A Greenpeace ad claiming that fracking will not cut energy bills in the UK has been banned after the Advertising Standard Authority (ASA) ruled the group could not back up its claim.
The group claimed: “Experts agree – it won’t cut our energy bills”, while also saying fracking would threaten the environment and water supply.
However, pro-fracking Labour peer Lord Lipsey complained, saying it was misleading to claim as fact that new sources of gas would not lead to a reduction in fuel prices.
The Daily Mail reports the ASA agreed and has now banned Greenpeace from making the claim on future literature.
Greenpeace had produced quotes from 22 individuals, some of them academics, to support its claim that energy would not become cheaper. They also quoted Liberal Democrat energy secretary Ed Davey, who dismissed claims fracking would transform the economy as “ridiculous”.
However, the ASA said it was wrong to quote this as fact since there was disagreement on the issue. It pointed to comments from Prime Minister David Cameron, who said in 2013: “If we don’t back this technology, we will miss a massive opportunity to help families with their bills … fracking has real potential to drive energy bills down.”
The ASA said: “While we acknowledged that Greenpeace had provided quotes from 22 people, groups or organisations, demonstrating support for the view that fracking would not reduce energy prices, we understood that there was a significant division of informed opinion on the issue.
“While we understood the claim was made in the context of a public debate on fracking, we considered the claim was absolute in nature and, therefore, implied the statement was accepted among informed opinion, which we understood was not the case. Because of that, we concluded that the ad was misleading.”
Greenpeace have not only criticised the decision but also accused the ASA of having vested interests in fracking.
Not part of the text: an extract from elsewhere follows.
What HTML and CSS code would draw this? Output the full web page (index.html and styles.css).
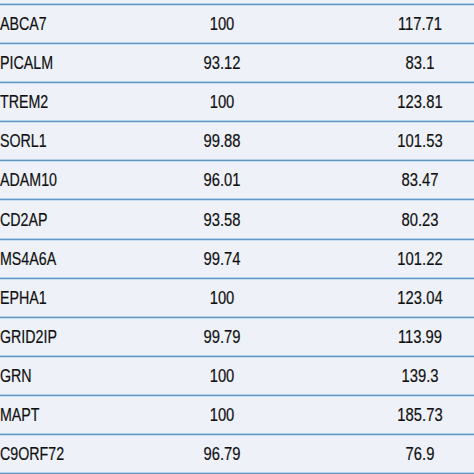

It said ASA chairman Chris Smith has a second job as head of the Shale Task Force, which is funded by fracking firms such as Centrica, Cuadrilla and Total. Meanwhile Lord Lipsey, the complainant, sits on the House of Lords Economic Affairs Committee, which last year published a report calling for fracking in the UK.
Greenpeace’s Louise Hutchins said: “An authority led by a fracking advocate has ruled in favour of a pro-fracking Lord merely on the basis of the opinion of an avowedly pro-fracking prime minister.
“This decision is baseless, biased, and frankly bonkers. We quoted 22 different expert opinions to back up our statement that fracking won’t bring down bills. The ASA could only find shale enthusiast David Cameron to defend the opposite view.”